The accreditation process functions on a 10-year cycle. Re-accreditaion requires a major Self-study that includes exhaustive reviews of mission and philosophy, curriculum, program, governance, staffing, facilities, safety, and finance. The Self-Study is followed by a week-long, on-site visit by a team of international educators. The Self-Study and Team Visit process requires a period of eighteen months, or more, for completion.
In June 2009, Lincoln School was awarded joint CIS/NEASC accreditation, for a period of ten years. Lincoln has just successfully completed its five-year mid-term review, and will commence preparation for the next re-accreditation in 2017.
About our Accrediting Agencies
The New England Association of Schools and Colleges (NEASC)
The New England Association of Schools and Colleges (NEASC) is the oldest of the six regional accrediting agencies in the United States.

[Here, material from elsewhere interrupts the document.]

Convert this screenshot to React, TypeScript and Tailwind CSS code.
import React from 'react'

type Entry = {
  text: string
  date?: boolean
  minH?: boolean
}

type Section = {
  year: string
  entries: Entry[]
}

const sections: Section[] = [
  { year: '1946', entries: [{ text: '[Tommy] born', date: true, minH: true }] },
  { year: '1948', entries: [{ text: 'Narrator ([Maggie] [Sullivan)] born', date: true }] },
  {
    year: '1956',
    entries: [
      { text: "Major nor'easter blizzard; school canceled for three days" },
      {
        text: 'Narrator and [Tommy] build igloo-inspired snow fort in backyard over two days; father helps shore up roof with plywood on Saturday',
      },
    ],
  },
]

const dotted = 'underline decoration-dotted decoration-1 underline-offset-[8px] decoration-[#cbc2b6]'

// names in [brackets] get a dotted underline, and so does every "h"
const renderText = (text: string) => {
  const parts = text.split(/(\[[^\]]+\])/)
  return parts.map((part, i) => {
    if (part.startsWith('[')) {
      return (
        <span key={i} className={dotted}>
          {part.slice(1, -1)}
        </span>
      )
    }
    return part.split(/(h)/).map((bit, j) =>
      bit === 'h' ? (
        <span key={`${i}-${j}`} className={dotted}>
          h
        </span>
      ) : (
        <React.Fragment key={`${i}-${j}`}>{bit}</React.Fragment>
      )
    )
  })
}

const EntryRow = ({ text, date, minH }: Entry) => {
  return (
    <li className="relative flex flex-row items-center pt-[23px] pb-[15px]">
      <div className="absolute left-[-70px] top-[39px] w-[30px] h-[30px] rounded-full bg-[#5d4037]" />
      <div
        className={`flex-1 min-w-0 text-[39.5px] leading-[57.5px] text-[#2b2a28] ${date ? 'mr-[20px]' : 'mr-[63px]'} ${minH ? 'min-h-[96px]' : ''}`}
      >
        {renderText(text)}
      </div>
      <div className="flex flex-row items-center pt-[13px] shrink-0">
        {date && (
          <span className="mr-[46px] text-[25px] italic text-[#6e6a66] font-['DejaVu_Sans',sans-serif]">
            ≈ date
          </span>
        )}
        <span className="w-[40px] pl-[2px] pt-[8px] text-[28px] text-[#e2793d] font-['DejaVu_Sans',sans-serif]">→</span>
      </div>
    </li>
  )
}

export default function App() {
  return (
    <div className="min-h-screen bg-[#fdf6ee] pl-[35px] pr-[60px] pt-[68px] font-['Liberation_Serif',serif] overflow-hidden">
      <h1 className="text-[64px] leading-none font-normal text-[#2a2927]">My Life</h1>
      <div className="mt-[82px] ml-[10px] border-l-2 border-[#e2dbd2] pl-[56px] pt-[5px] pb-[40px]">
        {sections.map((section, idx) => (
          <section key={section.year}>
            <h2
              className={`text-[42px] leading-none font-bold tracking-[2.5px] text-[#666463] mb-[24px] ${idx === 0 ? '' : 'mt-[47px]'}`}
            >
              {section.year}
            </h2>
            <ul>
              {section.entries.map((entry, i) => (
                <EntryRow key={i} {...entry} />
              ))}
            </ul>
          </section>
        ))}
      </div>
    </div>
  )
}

Since its inception in 1885, the Association has awarded accreditation to educational institutions in the six-state New England region that seek voluntary affiliation. In 1980, NEASC agreed to work co-operatively with the European Council of International Schools (ECIS) in serving institutions interested in seeking accreditation with both organisations. This cooperation continued when ECIS transferred responsibility for accreditation services to the Council of International Schools (CIS) in July 2003.

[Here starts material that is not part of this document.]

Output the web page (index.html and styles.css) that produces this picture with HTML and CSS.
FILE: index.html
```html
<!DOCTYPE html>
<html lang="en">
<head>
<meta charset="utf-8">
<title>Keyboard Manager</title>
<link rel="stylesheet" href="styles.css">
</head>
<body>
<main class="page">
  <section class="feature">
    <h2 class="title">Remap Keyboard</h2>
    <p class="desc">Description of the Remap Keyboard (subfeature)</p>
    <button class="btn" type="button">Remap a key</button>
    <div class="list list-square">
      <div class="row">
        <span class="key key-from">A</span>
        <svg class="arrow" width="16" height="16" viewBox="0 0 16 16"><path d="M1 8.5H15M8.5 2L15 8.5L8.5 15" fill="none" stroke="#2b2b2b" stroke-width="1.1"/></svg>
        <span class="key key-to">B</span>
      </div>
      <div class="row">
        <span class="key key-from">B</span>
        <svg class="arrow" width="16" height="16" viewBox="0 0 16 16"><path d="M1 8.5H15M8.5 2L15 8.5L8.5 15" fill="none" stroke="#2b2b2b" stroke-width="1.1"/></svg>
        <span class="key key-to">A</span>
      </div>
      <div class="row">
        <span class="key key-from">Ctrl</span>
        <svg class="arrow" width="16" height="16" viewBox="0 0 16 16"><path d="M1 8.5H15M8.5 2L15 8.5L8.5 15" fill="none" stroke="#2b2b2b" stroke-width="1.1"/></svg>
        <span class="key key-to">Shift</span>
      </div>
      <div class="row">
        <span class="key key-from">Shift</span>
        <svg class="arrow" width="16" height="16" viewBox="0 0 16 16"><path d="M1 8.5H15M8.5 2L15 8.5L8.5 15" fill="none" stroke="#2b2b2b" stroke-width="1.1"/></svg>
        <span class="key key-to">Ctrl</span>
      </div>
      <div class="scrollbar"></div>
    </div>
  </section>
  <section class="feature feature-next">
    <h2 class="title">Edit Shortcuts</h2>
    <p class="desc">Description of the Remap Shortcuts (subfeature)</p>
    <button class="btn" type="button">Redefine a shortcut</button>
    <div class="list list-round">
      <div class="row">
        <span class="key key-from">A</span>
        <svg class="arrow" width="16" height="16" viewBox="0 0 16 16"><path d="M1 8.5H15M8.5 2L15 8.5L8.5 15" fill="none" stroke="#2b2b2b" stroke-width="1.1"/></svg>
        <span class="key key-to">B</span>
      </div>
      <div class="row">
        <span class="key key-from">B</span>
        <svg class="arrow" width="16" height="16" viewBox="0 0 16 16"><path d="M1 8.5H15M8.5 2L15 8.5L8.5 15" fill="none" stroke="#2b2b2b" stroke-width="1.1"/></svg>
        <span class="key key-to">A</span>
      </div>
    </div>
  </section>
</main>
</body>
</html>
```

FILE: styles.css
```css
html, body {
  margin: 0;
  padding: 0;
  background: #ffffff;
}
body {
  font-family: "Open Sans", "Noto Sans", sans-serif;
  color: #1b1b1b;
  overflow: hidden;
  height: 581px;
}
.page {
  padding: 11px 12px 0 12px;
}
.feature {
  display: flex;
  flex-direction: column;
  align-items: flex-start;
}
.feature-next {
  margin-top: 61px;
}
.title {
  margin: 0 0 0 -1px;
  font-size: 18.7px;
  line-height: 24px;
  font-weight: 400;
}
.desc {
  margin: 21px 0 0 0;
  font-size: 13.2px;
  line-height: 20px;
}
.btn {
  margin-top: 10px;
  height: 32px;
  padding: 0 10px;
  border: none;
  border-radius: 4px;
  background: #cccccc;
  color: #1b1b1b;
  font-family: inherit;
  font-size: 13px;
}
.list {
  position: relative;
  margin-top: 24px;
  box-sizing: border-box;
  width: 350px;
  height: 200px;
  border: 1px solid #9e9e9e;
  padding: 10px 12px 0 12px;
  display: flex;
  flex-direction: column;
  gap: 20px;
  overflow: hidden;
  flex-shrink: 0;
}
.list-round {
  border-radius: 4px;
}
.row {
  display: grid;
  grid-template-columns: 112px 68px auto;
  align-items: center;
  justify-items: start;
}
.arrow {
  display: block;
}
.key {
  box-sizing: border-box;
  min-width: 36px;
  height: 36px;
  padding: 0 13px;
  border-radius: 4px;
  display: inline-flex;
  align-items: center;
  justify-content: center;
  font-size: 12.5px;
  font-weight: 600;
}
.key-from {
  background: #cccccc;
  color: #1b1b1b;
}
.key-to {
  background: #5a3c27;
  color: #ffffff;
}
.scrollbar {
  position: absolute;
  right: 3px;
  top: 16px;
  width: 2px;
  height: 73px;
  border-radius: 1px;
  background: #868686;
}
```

The governing body of the New England Association of Schools and Colleges is its Executive Committee which oversees the work of five commissions: Commission on Institutions of Higher Education, Commission on Independent Schools, Commission on Public Secondary Schools, Commission on Technical and Career Institutions, and the Commission on Public Elementary Schools. The Committee on American and International Schools Abroad (CAISA) of NEASC submits its recommendations on membership to the Executive Committee through one of the school commissions.
The United States Secretary of Education is required by federal statute to publish a list of accrediting agencies which he determines to be reliable authorities as to the quality of education offered by institutions. The New England Association is on the Secretary’s approved list. In order to achieve this status, the Association was required to submit its policies and procedures to the same rigorous scrutiny which is expected of the Association’s own member institutions during the evaluation process.
The Council of International Schools (CIS)
In July 2003 the Council of International Schools (CIS) took over responsibility for the Accreditation Service which the European Council of International Schools (founded in 1965) had been offering to schools since 1970. CIS is an independent, non-profit, membership organisation of approximately 620 international schools in approximately 110 countries throughout the world. It serves the interests of some 340,000 young people, a constituency which represents many nationalities with varied cultural, religious, and linguistic backgrounds. CIS also includes universities and colleges to which students from international schools apply.
Presently over 260 CIS member schools have been granted accredited status following a directed comprehensive self-study and a rigorous, thorough evaluation by a Visiting Team, which found them to meet the CIS Standards for Accreditation. Accredited schools are subject to regular monitoring through routine progress reports and visits, and they must undergo a full re-evaluation every ten years. CIS accreditation is accepted throughout the world, including in the USA through the recognition programme of the National Association of Independent Schools (NAIS).
The school evaluation programme consists of three main stages: the self-study conducted by the professional staff and other members of the school community, the evaluation by the visiting team, and the follow-up programme carried out by the school under CIS monitoring to implement the findings of the self-study and the valid recommendations of the visiting team.
CIS recognises that schools which are different may be equally good. The fundamental premise of the accreditation programme is that an educational institution must be evaluated in terms of the CIS Standards for Accreditation and the degree to which the school is putting its own Philosophy and Objectives into practice. The school’s Philosophy and Objectives statement is therefore a vital document, and it should express the principles which guide the governing body, school management and professional staff in their efforts to meet the needs of the students enrolled. The visiting team’s observations on the school’s philosophy are found in Section A of this evaluation report.
As the responsible body for matters of evaluation and accreditation, the CIS Board of Trustees charges visiting teams with the responsibility of assessing the degree to which evaluated schools are putting their own Philosophy and Objectives into practice and the extent to which they are meeting the published Standards for Accreditation.